La cantate de Johann Sebastian Bach, Ich habe genug (Je suis comblé), BWV 82, est d’une probité extrême, d’une retenue, surtout dans le premier air (plage 5), où résignation et soumission à l’inéluctable dominent. Cette cantate est souvent interprétée par des voix graves (masculines ou féminines, et il y a pléthore d’enregistrements, plus de cent, historiques ou non !). Ici, sans aucune afféterie, Bejun Mehta, en saisit parfaitement le sens et nous le transmet, directement, simplement avec un orchestre hors du commun. Sans doute la nouvelle version de référence de cette cantate, interprétée par un contre-ténor.

Difficile de parler des autres morceaux sélectionnés dans cet enregistrement sans se répéter, tant l’enregistrement est globalement de qualité superlative. Les morceaux choisis chez Haendel (quatre sur huit) nous semblent tous également et parfaitement chantés. Une section un peu en retrait est celle de Vivaldi : Pianti, sospiri e dimandar mercede RV 676 (Larmes, soupirs et appels à la miséricorde , plages 12 à 15), époustouflante de virtuosité, de technique, mais finalement un peu décalée par rapport au projet de ce CD.

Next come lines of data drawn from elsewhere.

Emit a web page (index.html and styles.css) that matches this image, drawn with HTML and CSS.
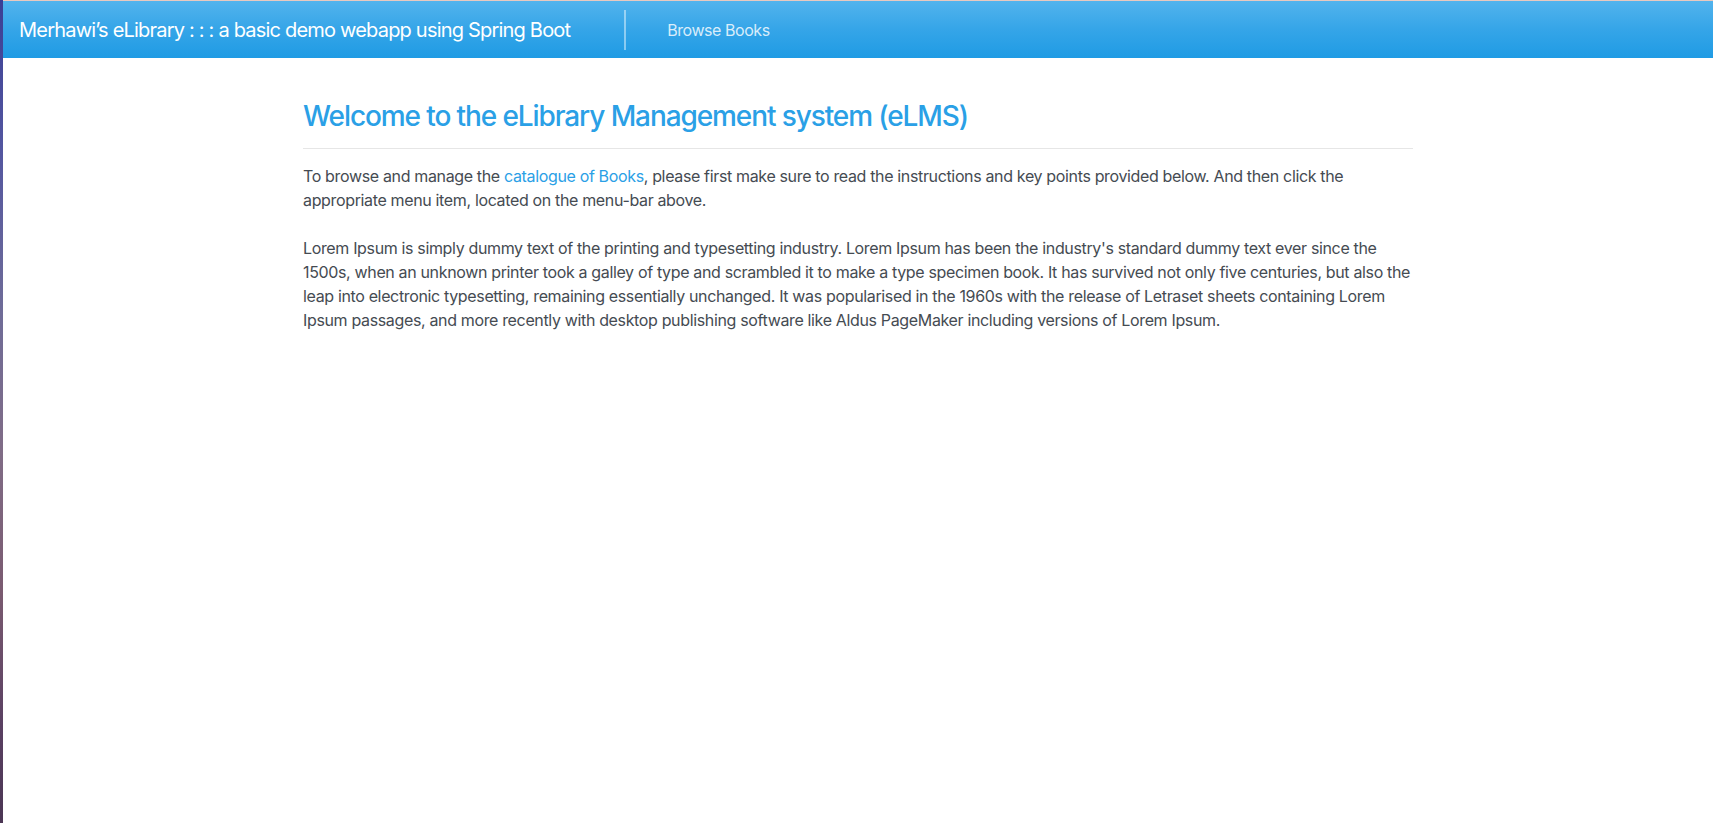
FILE: index.html
```html
<!DOCTYPE html>
<html lang="en">
<head>
<meta charset="utf-8">
<title>eLibrary</title>
<link rel="stylesheet" href="styles.css">
</head>
<body>
<div class="desktop-edge"></div>
<div class="window">
  <nav class="navbar">
    <a class="brand" href="#">Merhawi’s eLibrary : : : a basic demo webapp using Spring Boot</a>
    <span class="divider"></span>
    <a class="nav-link" href="#">Browse Books</a>
  </nav>
  <main class="container">
    <h3 class="title">Welcome to the eLibrary Management system (eLMS)</h3>
    <p class="text">To browse and manage the <a class="link" href="#">catalogue of Books</a>, please first make sure to read the instructions and key points provided below. And then click the appropriate menu item, located on the menu-bar above.</p>
    <p class="text">Lorem Ipsum is simply dummy text of the printing and typesetting industry. Lorem Ipsum has been the industry's standard dummy text ever since the 1500s, when an unknown printer took a galley of type and scrambled it to make a type specimen book. It has survived not only five centuries, but also the leap into electronic typesetting, remaining essentially unchanged. It was popularised in the 1960s with the release of Letraset sheets containing Lorem Ipsum passages, and more recently with desktop publishing software like Aldus PageMaker including versions of Lorem Ipsum.</p>
  </main>
</div>
</body>
</html>
```

FILE: styles.css
```css
html, body {
  margin: 0;
  padding: 0;
  height: 100%;
}
body {
  display: flex;
  font-family: Inter, "Noto Sans", sans-serif;
  background: #ffffff;
  overflow: hidden;
}
.desktop-edge {
  width: 3px;
  flex: 0 0 3px;
  background: linear-gradient(to bottom, #3b3f95 0%, #5356a0 18%, #6f6c98 38%, #806c86 55%, #7a5a70 72%, #5a4062 88%, #4b3654 100%);
}
.window {
  flex: 1;
  min-width: 0;
  border-top: 1px solid #e8c9c0;
  background: #ffffff;
}
.navbar {
  height: 57px;
  box-sizing: border-box;
  display: flex;
  align-items: center;
  padding: 0 16px;
  background: linear-gradient(to bottom, #52b3ed 0%, #35a5e8 50%, #1f9be4 100%);
}
.brand {
  color: #ffffff;
  font-size: 20px;
  text-decoration: none;
  letter-spacing: -0.8px;
}
.divider {
  width: 2px;
  height: 40px;
  margin: 0 41px 0 54px;
  background: rgba(255, 255, 255, 0.45);
}
.nav-link {
  color: rgba(255, 255, 255, 0.82);
  font-size: 16px;
  text-decoration: none;
  letter-spacing: -0.45px;
}
.container {
  max-width: 1110px;
  margin: 0 auto;
  padding: 41px 15px 0;
}
.title {
  margin: 0 0 15px;
  font-size: 28px;
  line-height: 34px;
  font-weight: 500;
  color: #2aa0e6;
  letter-spacing: -1.1px;
}
.title::after {
  content: "";
  display: block;
  margin-top: 15px;
  border-top: 1px solid #e6e6e6;
}
.text {
  margin: 0 0 24px;
  font-size: 16px;
  line-height: 24px;
  color: #454b52;
  letter-spacing: -0.35px;
}
.link {
  color: #2aa0e6;
  text-decoration: none;
}
```
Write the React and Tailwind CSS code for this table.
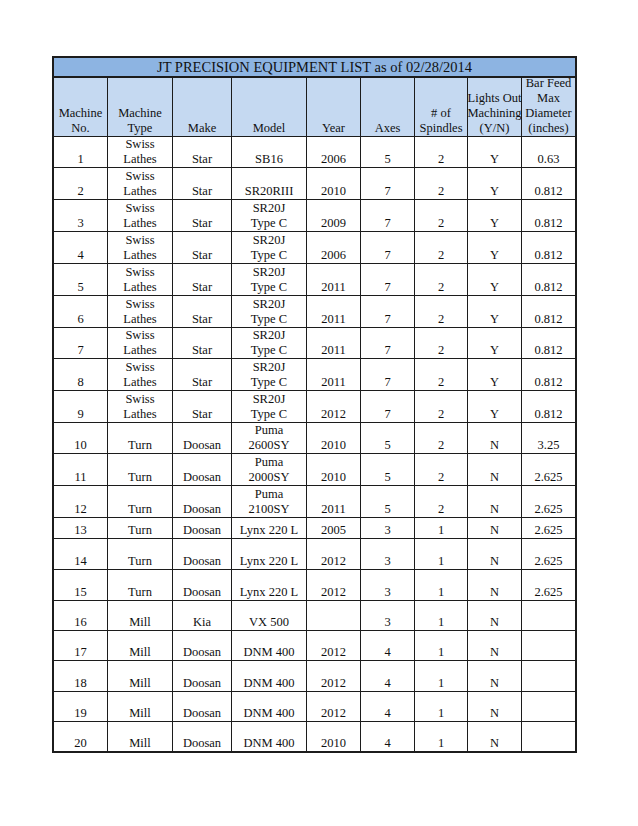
import React from "react";

const widths = ["w-[54px]", "w-[65px]", "w-[59px]", "w-[75px]", "w-[54px]", "w-[54px]", "w-[53px]", "w-[54px]", "w-[53px]"];

const header = [
  ["Machine", "No."],
  ["Machine", "Type"],
  ["Make"],
  ["Model"],
  ["Year"],
  ["Axes"],
  ["# of", "Spindles"],
  ["Lights Out", "Machining", "(Y/N)"],
  ["Bar Feed", "Max", "Diameter", "(inches)"],
];

const SW = ["Swiss", "Lathes"];
const SRJ = ["SR20J", "Type C"];

const rows = [
  { h: "h-[31px]", c: ["1", SW, "Star", "SB16", "2006", "5", "2", "Y", "0.63"] },
  { h: "h-[32px]", c: ["2", SW, "Star", "SR20RIII", "2010", "7", "2", "Y", "0.812"] },
  { h: "h-[32px]", c: ["3", SW, "Star", SRJ, "2009", "7", "2", "Y", "0.812"] },
  { h: "h-[32px]", c: ["4", SW, "Star", SRJ, "2006", "7", "2", "Y", "0.812"] },
  { h: "h-[32px]", c: ["5", SW, "Star", SRJ, "2011", "7", "2", "Y", "0.812"] },
  { h: "h-[32px]", c: ["6", SW, "Star", SRJ, "2011", "7", "2", "Y", "0.812"] },
  { h: "h-[31px]", c: ["7", SW, "Star", SRJ, "2011", "7", "2", "Y", "0.812"] },
  { h: "h-[32px]", c: ["8", SW, "Star", SRJ, "2011", "7", "2", "Y", "0.812"] },
  { h: "h-[32px]", c: ["9", SW, "Star", SRJ, "2012", "7", "2", "Y", "0.812"] },
  { h: "h-[31px]", c: ["10", "Turn", "Doosan", ["Puma", "2600SY"], "2010", "5", "2", "N", "3.25"] },
  { h: "h-[32px]", c: ["11", "Turn", "Doosan", ["Puma", "2000SY"], "2010", "5", "2", "N", "2.625"] },
  { h: "h-[32px]", c: ["12", "Turn", "Doosan", ["Puma", "2100SY"], "2011", "5", "2", "N", "2.625"] },
  { h: "h-[21px]", c: ["13", "Turn", "Doosan", "Lynx 220 L", "2005", "3", "1", "N", "2.625"] },
  { h: "h-[31px]", c: ["14", "Turn", "Doosan", "Lynx 220 L", "2012", "3", "1", "N", "2.625"] },
  { h: "h-[31px]", c: ["15", "Turn", "Doosan", "Lynx 220 L", "2012", "3", "1", "N", "2.625"] },
  { h: "h-[30px]", c: ["16", "Mill", "Kia", "VX 500", "", "3", "1", "N", ""] },
  { h: "h-[30px]", c: ["17", "Mill", "Doosan", "DNM 400", "2012", "4", "1", "N", ""] },
  { h: "h-[31px]", c: ["18", "Mill", "Doosan", "DNM 400", "2012", "4", "1", "N", ""] },
  { h: "h-[30px]", c: ["19", "Mill", "Doosan", "DNM 400", "2012", "4", "1", "N", ""] },
  { h: "h-[29px]", c: ["20", "Mill", "Doosan", "DNM 400", "2010", "4", "1", "N", ""] },
];

function Cell({ i, content }) {
  const lines = Array.isArray(content) ? content : [content];
  return (
    <div
      className={`${widths[i]} shrink-0 h-full flex flex-col justify-end items-center text-center ${
        i < 8 ? "border-r border-[#1c1c1c]" : ""
      }`}
    >
      {lines.map((l, k) => (
        <div key={k} className="whitespace-nowrap leading-[15px] font-['Liberation_Serif','Times_New_Roman',serif]">
          {l}
        </div>
      ))}
    </div>
  );
}

export default function App() {
  return (
    <div className="min-h-[826px] bg-white pt-[56px] pl-[52px] text-[12.5px] text-[#111] font-['Liberation_Serif','Times_New_Roman',serif]">
      <div className="w-[525px] border-2 border-[#1c1c1c]">
        <div className="h-[20px] bg-[#8DB4E2] border-b-2 border-[#1c1c1c] flex items-center justify-center text-[14.5px] leading-[18px] whitespace-nowrap">
          JT PRECISION EQUIPMENT LIST as of 02/28/2014
        </div>
        <div className="h-[59px] flex bg-[#C5D9F1] border-b border-[#1c1c1c]">
          {header.map((c, i) => (
            <Cell key={i} i={i} content={c} />
          ))}
        </div>
        {rows.map((r, ri) => (
          <div
            key={ri}
            className={`${r.h} flex ${ri < rows.length - 1 ? "border-b border-[#1c1c1c]" : ""}`}
          >
            {r.c.map((c, i) => (
              <Cell key={i} i={i} content={c} />
            ))}
          </div>
        ))}
      </div>
    </div>
  );
}
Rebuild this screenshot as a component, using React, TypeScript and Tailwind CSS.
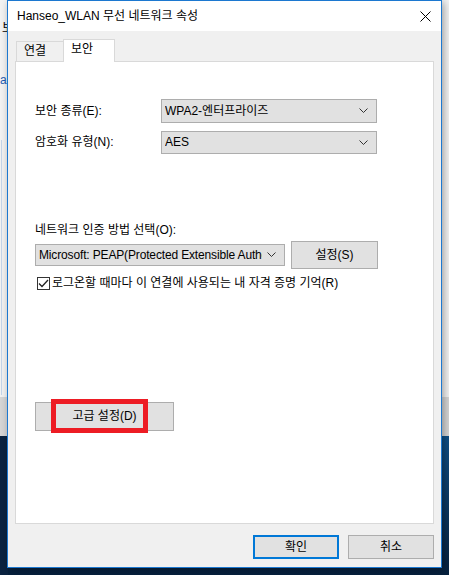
import React from "react";

const font = { fontFamily: '"Liberation Sans", "Noto Sans CJK KR", sans-serif' };

function Chevron() {
  return (
    <svg width="9" height="6" viewBox="0 0 9 6" className="shrink-0">
      <path d="M0.5 0.5 L4.5 4.5 L8.5 0.5" fill="none" stroke="#333" strokeWidth="1" />
    </svg>
  );
}

function Select({ text, className, textClass = "" }: { text: string; className: string; textClass?: string }) {
  return (
    <div className={`flex items-center border border-[#adadad] bg-[#e1e1e1] pl-[3px] pr-[8px] ${className}`}>
      <span className={`flex-1 min-w-0 overflow-hidden whitespace-nowrap mr-[5px] ${textClass}`}>{text}</span>
      <Chevron />
    </div>
  );
}

export default function App() {
  return (
    <div className="relative w-[449px] h-[575px] overflow-hidden bg-[#f3f3f3] text-[12px] leading-[15px] text-black" style={font}>
      {/* desktop background */}
      <div className="absolute left-0 top-[397px] w-[449px] h-[41px] bg-[#d6d6d6]" />
      <div className="absolute left-0 top-[436px] w-[449px] h-[139px] bg-gradient-to-b from-[#0f4f86] to-[#06203d]" />
      <div className="absolute left-0 top-[436px] w-[8px] h-[139px] bg-[#0a2341]" />
      <div className="absolute left-[1px] top-[140px] w-[1px] h-[255px] bg-[#c6d6ea]" />
      <div className="absolute left-[2px] top-[22px] w-[5px] overflow-hidden text-[12px] leading-none">보</div>
      <div className="absolute left-0 top-[74px] w-[7px] overflow-hidden text-[12px] leading-none text-[#1e5cb3]">al</div>

      {/* dialog window */}
      <div className="absolute left-[7px] top-0 w-[435px] h-[568px] border border-[#1c78d0] bg-[#f0f0f0] flex flex-col shadow-[2px_2px_8px_rgba(0,0,0,0.35)]">
        {/* title bar */}
        <div className="h-[30px] bg-white flex items-center justify-between pl-[9px] pr-[10px] shrink-0">
          <span className="text-[12px] leading-none">Hanseo_WLAN 무선 네트워크 속성</span>
          <svg width="11" height="11" viewBox="0 0 11 11">
            <path d="M0.5 0.5 L10.5 10.5 M10.5 0.5 L0.5 10.5" stroke="#000" strokeWidth="1" />
          </svg>
        </div>

        {/* tabs */}
        <div className="flex items-end pl-[8px] h-[30px] shrink-0 relative z-10">
          <div className="h-[20px] w-[48px] border border-b-0 border-[#d9d9d9] bg-[#f0f0f0] flex items-center pl-[7px]">
            연결
          </div>
          <div className="h-[23px] w-[52px] border border-b-0 border-[#d9d9d9] bg-white flex items-start pt-[2px] pl-[7px] ml-[-1px] mb-[-1px]">
            보안
          </div>
        </div>

        {/* panel */}
        <div className="mx-[7px] h-[463px] border border-[#d9d9d9] bg-white flex flex-col pl-[19px] shrink-0">
          <div className="flex items-center mt-[37px] h-[24px]">
            <span className="w-[126px]">보안 종류(E):</span>
            <Select text="WPA2-엔터프라이즈" className="w-[216px] h-[24px]" />
          </div>
          <div className="flex items-center mt-[8px] h-[23px]">
            <span className="w-[126px]">암호화 유형(N):</span>
            <Select text="AES" className="w-[216px] h-[23px]" />
          </div>
          <div className="mt-[69px] leading-[14px]">네트워크 인증 방법 선택(O):</div>
          <div className="flex items-center mt-[4px] gap-[6px]">
            <Select text="Microsoft: PEAP(Protected Extensible Authentication Protocol)" className="w-[250px] h-[22px]" textClass="tracking-[-0.15px]" />
            <div className="w-[87px] h-[28px] border border-[#adadad] bg-[#e1e1e1] flex items-center justify-center">설정(S)</div>
          </div>
          <div className="flex items-center mt-[7px] gap-[2px]">
            <div className="w-[13px] h-[13px] border border-[#333] bg-white flex items-center justify-center ml-[2px]">
              <svg width="11" height="9" viewBox="0 0 11 9">
                <path d="M1 4.5 L4 7.5 L10 1" fill="none" stroke="#222" strokeWidth="1.3" />
              </svg>
            </div>
            <span>로그온할 때마다 이 연결에 사용되는 내 자격 증명 기억(R)</span>
          </div>
          <div className="mt-[111px] relative w-[139px] h-[29px] border border-[#adadad] bg-[#e1e1e1] flex items-center justify-center">
            고급 설정(D)
            <div className="absolute left-[15px] top-[-4px] w-[97px] h-[34px] border-[5px] border-[#ed1c24]" />
          </div>
        </div>

        {/* bottom buttons */}
        <div className="flex justify-end gap-[9px] pr-[7px] mt-[11px]">
          <div className="w-[86px] h-[24px] border-2 border-[#0078d7] bg-[#e1e1e1] flex items-center justify-center">확인</div>
          <div className="w-[86px] h-[24px] border border-[#adadad] bg-[#e1e1e1] flex items-center justify-center">취소</div>
        </div>
      </div>
    </div>
  );
}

Pour conclure, voici à mon sens, l’enregistrement baroque de l’année, aussi bien pour le choix du programme que pour la qualité des interprètes, et la plénitude à laquelle sont parvenus, tant Bejun Mehta que l’Akademie für Alte Musik Berlin. Ne passez pas à côté et délectez vous de l’une des plus belles voix actuelles de contre-ténor.